Vehicles maneuver on a flooded road near a boat washed up near the road after Hurricane Sally moved through the area, Wednesday, Sept. 16, 2020, in Orange Beach, Ala. (AP Photo/Gerald Herbert)

Tropical Storm Beta

Similar to Sally, Beta was a slog of a storm.

While not nearly as strong as Sally or most of the storms on this list - Beta's maximum sustained winds were only 45 mph at landfall near Matagorda Bay, Texas - it created big flooding issues around the Houston area. 

The shield of rain from Tropical Storm Beta, as viewed on satellite.

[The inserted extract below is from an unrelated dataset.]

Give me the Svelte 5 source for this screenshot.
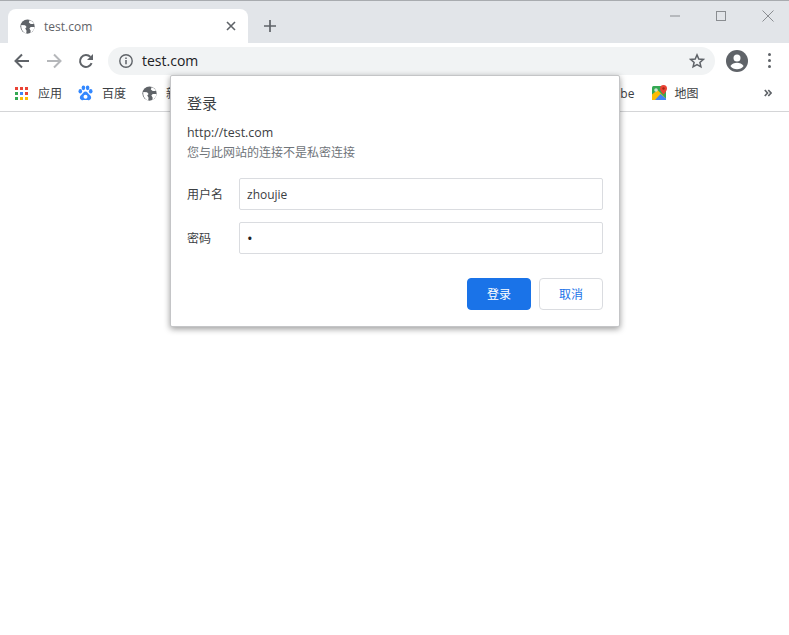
<script>
  const appsColors = ["#ea4335", "#ea4335", "#ea4335", "#34a853", "#4285f4", "#ea4335", "#34a853", "#fbbc05", "#fbbc05"];
  let username = "zhoujie";
  let password = "1";
</script>

{#snippet globe(size)}
  <svg class="icon" width={size} height={size} viewBox="0 0 16 16">
    <circle cx="8" cy="8" r="7.6" fill="#5f6368" />
    <path d="M1.400 6.400 5.400 6.600 7 8.400 5.600 10.200 7 12.600 6.600 15.400C3 14.400.8 10.400 1.400 6.400z" fill="#fff" />
    <path d="M10.200 1.400 9.400 3.800 11.400 5.400 14.800 5.200C14 3.400 12.200 2 10.200 1.400z" fill="#fff" />
    <path d="M15.400 8.600 11.400 8.400 10 10.200 11.400 12.600 11 14.800C13.400 13.800 15.200 11.400 15.400 8.600z" fill="#fff" />
  </svg>
{/snippet}

<div class="browser">
  <div class="tabstrip">
    <div class="tab">
      {@render globe(15)}
      <span class="tabtitle">test.com</span>
      <svg class="tabclose" width="10" height="10" viewBox="0 0 10 10"><path d="M1 1l8 8M9 1l-8 8" stroke="#5f6368" stroke-width="1.6" /></svg>
    </div>
    <svg class="newtab" width="12" height="12" viewBox="0 0 12 12"><path d="M6 0v12M0 6h12" stroke="#5f6368" stroke-width="1.7" /></svg>
    <div class="winctl">
      <svg width="10" height="10" viewBox="0 0 10 10"><path d="M0 5h10" stroke="#8a8d91" /></svg>
      <svg width="10" height="10" viewBox="0 0 10 10"><rect x=".5" y=".5" width="9" height="9" fill="none" stroke="#8a8d91" /></svg>
      <svg width="12" height="12" viewBox="0 0 12 12"><path d="M.5.5l11 11M11.500.5l-11 11" stroke="#8a8d91" /></svg>
    </div>
  </div>

  <div class="toolbar">
    <svg width="16" height="16" viewBox="0 0 16 16"><path d="M15 8H2M8 1.500 1.500 8 8 14.500" fill="none" stroke="#5f6368" stroke-width="2" /></svg>
    <svg width="16" height="16" viewBox="0 0 16 16"><path d="M1 8h13M8 1.500 14.500 8 8 14.500" fill="none" stroke="#b5b7ba" stroke-width="2" /></svg>
    <svg width="16" height="16" viewBox="0 0 16 16"><path d="M13.600 10.200A6 6 0 1 1 12.400 3.900" fill="none" stroke="#5f6368" stroke-width="2" /><path d="M15 1v6H9z" fill="#5f6368" /></svg>
    <div class="omnibox">
      <svg width="14" height="14" viewBox="0 0 14 14"><circle cx="7" cy="7" r="6.200" fill="none" stroke="#5f6368" stroke-width="1.400" /><path d="M7 6v4.200M7 3.400v1.500" stroke="#5f6368" stroke-width="1.500" /></svg>
      <span class="url">test.com</span>
      <svg class="star" width="16" height="16" viewBox="0 0 16 16"><path d="M8 1.900 9.800 6l4.500.4-3.400 3 1 4.400L8 11.500l-3.900 2.300 1-4.400-3.400-3L6.200 6z" fill="none" stroke="#5f6368" stroke-width="1.500" /></svg>
    </div>
    <svg class="avatar" width="22" height="22" viewBox="0 0 22 22"><circle cx="11" cy="11" r="11" fill="#5f6368" /><circle cx="11" cy="8" r="3.500" fill="#fff" /><path d="M4.400 16c1.600-2.600 4-3.300 6.600-3.300s5 .7 6.600 3.300c-1.600 2.200-3.900 3.300-6.600 3.300S6 18.200 4.400 16z" fill="#fff" /></svg>
    <div class="menu"><i></i><i></i><i></i></div>
  </div>

  <div class="bookmarks">
    <div class="bm apps">
      <div class="appsgrid">
        {#each appsColors as c}
          <i style="background: {c}"></i>
        {/each}
      </div>
      <span>应用</span>
    </div>
    <div class="bm baidu">
      <svg class="icon" width="15" height="16" viewBox="0 0 15 16" fill="#3388ff">
        <ellipse cx="2.300" cy="6.300" rx="1.800" ry="2.200" />
        <ellipse cx="5.400" cy="2.800" rx="1.800" ry="2.400" />
        <ellipse cx="9.600" cy="2.800" rx="1.800" ry="2.400" />
        <ellipse cx="12.700" cy="6.300" rx="1.800" ry="2.200" />
        <path d="M7.500 6.500c-2 0-2.600 2-4 3.200-1.300 1.100-2 2.300-1.500 3.800.6 1.700 2.600 1.900 3.500 1.600 1.300-.3 2.700-.3 4 0 .9.300 2.900.1 3.500-1.600.5-1.500-.2-2.700-1.500-3.800-1.400-1.200-2-3.200-4-3.200z" />
        <circle cx="7.500" cy="11.700" r="2" fill="#fff" />
      </svg>
      <span>百度</span>
    </div>
    <div class="bm hidden1">
      {@render globe(15)}
      <span>新闻</span>
    </div>
    <div class="bm youtube"><span>YouTube</span></div>
    <div class="bm maps">
      <svg class="icon" width="16" height="16" viewBox="0 0 16 16">
        <rect y="1" width="14" height="14" rx="1.500" fill="#34a853" />
        <path d="M0 15V9.500L5.500 5 14 13.500V15z" fill="#fbbc05" />
        <path d="M3 15 8.500 9 14 13.500V15H3z" fill="#4285f4" />
        <circle cx="4" cy="5" r="1.800" fill="#c9e6d2" />
        <path d="M11.500 0a3.500 3.500 0 0 0-3.500 3.500c0 2.500 3.500 6 3.500 6s3.500-3.500 3.500-6A3.500 3.500 0 0 0 11.500 0z" fill="#ea4335" />
        <circle cx="11.500" cy="3.500" r="1.200" fill="#a52714" />
      </svg>
      <span>地图</span>
    </div>
    <svg class="more" width="8" height="8" viewBox="0 0 8 8"><path d="M.8 1 3.500 4 .8 7M4.300 1 7 4 4.300 7" fill="none" stroke="#5f6368" stroke-width="1.700" /></svg>
  </div>

  <div class="page"></div>

  <div class="dialog">
    <h2>登录</h2>
    <p class="origin">http://test.com</p>
    <p class="note">您与此网站的连接不是私密连接</p>
    <div class="row">
      <label for="user">用户名</label>
      <input id="user" type="text" value={username} />
    </div>
    <div class="row">
      <label for="pass">密码</label>
      <input id="pass" class="secret" type="password" value={password} />
    </div>
    <div class="actions">
      <button class="primary">登录</button>
      <button class="cancel">取消</button>
    </div>
  </div>
</div>

<style>
  :global(body) {
    margin: 0;
    background: #fff;
  }
  .browser {
    position: relative;
    height: 635px;
    overflow: hidden;
    font-family: "Open Sans", "Noto Sans CJK SC", sans-serif;
    font-size: 12px;
    color: #3c4043;
  }
  .icon {
    flex: none;
  }
  .tabstrip {
    display: flex;
    align-items: flex-end;
    height: 42px;
    background: #e2e5e9;
    border-top: 1px solid #a8abaf;
  }
  .tab {
    display: flex;
    align-items: center;
    box-sizing: border-box;
    width: 240px;
    height: 34px;
    margin-left: 8px;
    padding: 0 12px;
    background: #fff;
    border-radius: 8px 8px 0 0;
  }
  .tabtitle {
    flex: 1;
    margin-left: 9px;
    font-size: 12px;
    color: #5f6368;
  }
  .newtab {
    margin: 0 0 11px 16px;
  }
  .winctl {
    display: flex;
    align-items: center;
    align-self: flex-start;
    gap: 36px;
    margin: 9px 15px 0 auto;
  }
  .toolbar {
    display: flex;
    align-items: center;
    height: 35px;
    padding-left: 14px;
    gap: 16px;
    background: #fff;
  }
  .omnibox {
    display: flex;
    align-items: center;
    box-sizing: border-box;
    width: 607px;
    height: 28px;
    margin-left: -2px;
    padding: 0 10px 0 11px;
    background: #f1f3f4;
    border-radius: 14px;
  }
  .url {
    flex: 1;
    margin-left: 9px;
    font-size: 14px;
    color: #202124;
  }
  .avatar {
    margin-left: -5px;
  }
  .menu {
    display: flex;
    flex-direction: column;
    gap: 3px;
    margin-left: 4px;
  }
  .menu i {
    width: 3px;
    height: 3px;
    border-radius: 50%;
    background: #5f6368;
  }
  .bookmarks {
    display: flex;
    align-items: center;
    box-sizing: border-box;
    height: 34px;
    padding: 0 0 3px 15px;
    background: #fff;
    border-bottom: 1px solid #d4d5d7;
  }
  .bm {
    display: flex;
    align-items: center;
    flex: none;
    gap: 9px;
    color: #3c4043;
  }
  .appsgrid {
    display: grid;
    grid-template-columns: repeat(3, 3px);
    grid-auto-rows: 3px;
    gap: 2px;
  }
  .apps {
    gap: 10px;
  }
  .baidu {
    margin-left: 16px;
  }
  .hidden1 {
    margin-left: 16px;
  }
  .youtube {
    margin-left: 395px;
  }
  .maps {
    gap: 6px;
    margin-left: 18px;
  }
  .more {
    margin-left: auto;
    margin-right: 17px;
  }
  .page {
    height: 523px;
  }
  .dialog {
    position: absolute;
    left: 170px;
    top: 75px;
    box-sizing: border-box;
    width: 450px;
    height: 252px;
    padding: 17px 16px 16px;
    background: #fff;
    border: 1px solid #c4c5c7;
    border-radius: 2px;
    box-shadow: 0 2px 6px rgba(0, 0, 0, 0.4);
  }
  h2 {
    margin: 0;
    font-size: 15px;
    font-weight: 400;
    line-height: 21px;
    color: #3c4043;
  }
  .origin {
    margin: 9px 0 0;
    font-size: 12.4px;
    line-height: 20px;
    color: #3c4043;
  }
  .note {
    margin: 0 0 15px;
    font-size: 12px;
    line-height: 20px;
    color: #70757a;
  }
  .row {
    display: flex;
    align-items: center;
    margin-bottom: 12px;
    height: 32px;
  }
  label {
    width: 52px;
    font-size: 12px;
    color: #3c4043;
  }
  input {
    box-sizing: border-box;
    width: 364px;
    height: 32px;
    padding: 0 7px;
    border: 1px solid #dadce0;
    border-radius: 2px;
    outline: none;
    font: inherit;
    color: #3c4043;
  }
  .secret {
    font-size: 15px;
    color: #202124;
  }
  .actions {
    display: flex;
    justify-content: flex-end;
    gap: 8px;
    margin-top: 24px;
  }
  button {
    box-sizing: border-box;
    height: 32px;
    width: 64px;
    padding: 0;
    border-radius: 4px;
    font: inherit;
  }
  .primary {
    background: #1a73e8;
    border: 1px solid #1a73e8;
    color: #fff;
  }
  .cancel {
    background: #fff;
    border: 1px solid #dadce0;
    color: #1a73e8;
  }
</style>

Prolific rainfall led to parts of Houston picking up nearly a foot of rain, leading to one flooding-related fatality.

Hurricane Delta

Just a few weeks after Hurricane Laura devastated the region, Hurricane Delta lashed southwestern Louisiana and far southeastern Texas with heavy rain and strong winds once again.

The storm made landfall near Cameron, Louisiana on October 9th, just a few miles from where Laura made landfall in late August.

Flooding in Lake Charles, Louisiana after Hurricane Delta. (AP Photo/Gerald Herbert)

Delta also vaulted the 2020 Atlantic hurricane season into the record books, becoming the 10th-named storm to make landfall on the U.S. and breaking the old record of nine from 1916. It also became the first hurricane with a Greek name to ever make landfall on the United States.

Hurricane season - mercifully - ends on November 30th, although storms can still develop after that date.